* BEGIN MATERIAL PROVIDED *
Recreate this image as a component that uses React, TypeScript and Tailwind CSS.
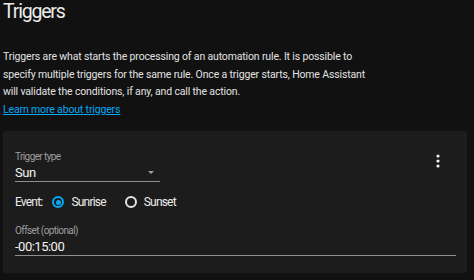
function KebabIcon() {
  return (
    <svg className="h-[16px] w-[6px]" viewBox="0 0 6 16" fill="#f0f0f0">
      <circle cx="3" cy="3" r="1.6" />
      <circle cx="3" cy="8" r="1.6" />
      <circle cx="3" cy="13" r="1.6" />
    </svg>
  )
}

function Radio({ checked }: { checked: boolean }) {
  return (
    <span
      className={`flex h-[12px] w-[12px] items-center justify-center rounded-full border-2 ${
        checked ? 'border-[#03a9f4]' : 'border-[#e6e6e6]'
      }`}
    >
      {checked && <span className="h-[5px] w-[5px] rounded-full bg-[#03a9f4]" />}
    </span>
  )
}

export default function App() {
  return (
    <div className="h-[280px] w-[474px] overflow-hidden bg-[#111111] px-[3px] font-['Roboto',sans-serif] text-[#e1e1e1]">
      <h1 className="text-[19.5px] leading-[24px] tracking-[-1.2px] text-[#ececec]">
        Triggers
      </h1>

      <p className="mt-[24px] whitespace-nowrap text-[10.5px] leading-[17.5px] tracking-[-0.15px]">
        Triggers are what starts the processing of an automation rule. It is possible to
        <br />
        specify multiple triggers for the same rule. Once a trigger starts, Home Assistant
        <br />
        will validate the conditions, if any, and call the action.
      </p>
      <a
        className="block text-[10.5px] leading-[17.5px] tracking-[-0.15px] text-[#03a9f4] underline"
        href="#"
      >
        Learn more about triggers
      </a>

      <div className="mt-[13px] w-[464px] rounded-[3px] bg-[#1c1c1c] pb-[17px] pl-[12px] pr-[11px] pt-[19px]">
        <div className="flex items-start justify-between">
          <div className="w-[145px] border-b border-[#8f8f8f]">
            <div className="text-[10px] leading-[14px] tracking-[-0.6px] text-[#9e9e9e]">
              Trigger type
            </div>
            <div className="flex items-center justify-between pr-[6px]">
              <span className="text-[13px] leading-[17px] tracking-[-0.5px] text-[#f2f2f2]">
                Sun
              </span>
              <svg className="h-[3px] w-[6px]" viewBox="0 0 6 3" fill="#9e9e9e">
                <polygon points="0,0 6,0 3,3" />
              </svg>
            </div>
          </div>
          <div className="mr-[15px] mt-[3px]">
            <KebabIcon />
          </div>
        </div>

        <div className="flex h-[40px] items-center text-[12px] tracking-[-0.8px] text-[#ececec]">
          <span>Event:</span>
          <span className="ml-[10px]">
            <Radio checked />
          </span>
          <span className="ml-[7px]">Sunrise</span>
          <span className="ml-[19px]">
            <Radio checked={false} />
          </span>
          <span className="ml-[7px]">Sunset</span>
        </div>

        <div className="mt-[2px] border-b border-[#8f8f8f]">
          <div className="text-[10px] leading-[14px] tracking-[-0.6px] text-[#9e9e9e]">
            Offset (optional)
          </div>
          <div className="text-[13px] leading-[17px] tracking-[-0.5px] text-[#f2f2f2]">
            -00:15:00
          </div>
        </div>
      </div>
    </div>
  )
}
* END MATERIAL PROVIDED *
# EXERCISE AIM
Omit the pictures, and quote the material above exactly as given.

# EXPECTED ANSWER
Recreate this image as a component that uses React, TypeScript and Tailwind CSS.
function KebabIcon() {
  return (
    <svg className="h-[16px] w-[6px]" viewBox="0 0 6 16" fill="#f0f0f0">
      <circle cx="3" cy="3" r="1.6" />
      <circle cx="3" cy="8" r="1.6" />
      <circle cx="3" cy="13" r="1.6" />
    </svg>
  )
}

function Radio({ checked }: { checked: boolean }) {
  return (
    <span
      className={`flex h-[12px] w-[12px] items-center justify-center rounded-full border-2 ${
        checked ? 'border-[#03a9f4]' : 'border-[#e6e6e6]'
      }`}
    >
      {checked && <span className="h-[5px] w-[5px] rounded-full bg-[#03a9f4]" />}
    </span>
  )
}

export default function App() {
  return (
    <div className="h-[280px] w-[474px] overflow-hidden bg-[#111111] px-[3px] font-['Roboto',sans-serif] text-[#e1e1e1]">
      <h1 className="text-[19.5px] leading-[24px] tracking-[-1.2px] text-[#ececec]">
        Triggers
      </h1>

      <p className="mt-[24px] whitespace-nowrap text-[10.5px] leading-[17.5px] tracking-[-0.15px]">
        Triggers are what starts the processing of an automation rule. It is possible to
        <br />
        specify multiple triggers for the same rule. Once a trigger starts, Home Assistant
        <br />
        will validate the conditions, if any, and call the action.
      </p>
      <a
        className="block text-[10.5px] leading-[17.5px] tracking-[-0.15px] text-[#03a9f4] underline"
        href="#"
      >
        Learn more about triggers
      </a>

      <div className="mt-[13px] w-[464px] rounded-[3px] bg-[#1c1c1c] pb-[17px] pl-[12px] pr-[11px] pt-[19px]">
        <div className="flex items-start justify-between">
          <div className="w-[145px] border-b border-[#8f8f8f]">
            <div className="text-[10px] leading-[14px] tracking-[-0.6px] text-[#9e9e9e]">
              Trigger type
            </div>
            <div className="flex items-center justify-between pr-[6px]">
              <span className="text-[13px] leading-[17px] tracking-[-0.5px] text-[#f2f2f2]">
                Sun
              </span>
              <svg className="h-[3px] w-[6px]" viewBox="0 0 6 3" fill="#9e9e9e">
                <polygon points="0,0 6,0 3,3" />
              </svg>
            </div>
          </div>
          <div className="mr-[15px] mt-[3px]">
            <KebabIcon />
          </div>
        </div>

        <div className="flex h-[40px] items-center text-[12px] tracking-[-0.8px] text-[#ececec]">
          <span>Event:</span>
          <span className="ml-[10px]">
            <Radio checked />
          </span>
          <span className="ml-[7px]">Sunrise</span>
          <span className="ml-[19px]">
            <Radio checked={false} />
          </span>
          <span className="ml-[7px]">Sunset</span>
        </div>

        <div className="mt-[2px] border-b border-[#8f8f8f]">
          <div className="text-[10px] leading-[14px] tracking-[-0.6px] text-[#9e9e9e]">
            Offset (optional)
          </div>
          <div className="text-[13px] leading-[17px] tracking-[-0.5px] text-[#f2f2f2]">
            -00:15:00
          </div>
        </div>
      </div>
    </div>
  )
}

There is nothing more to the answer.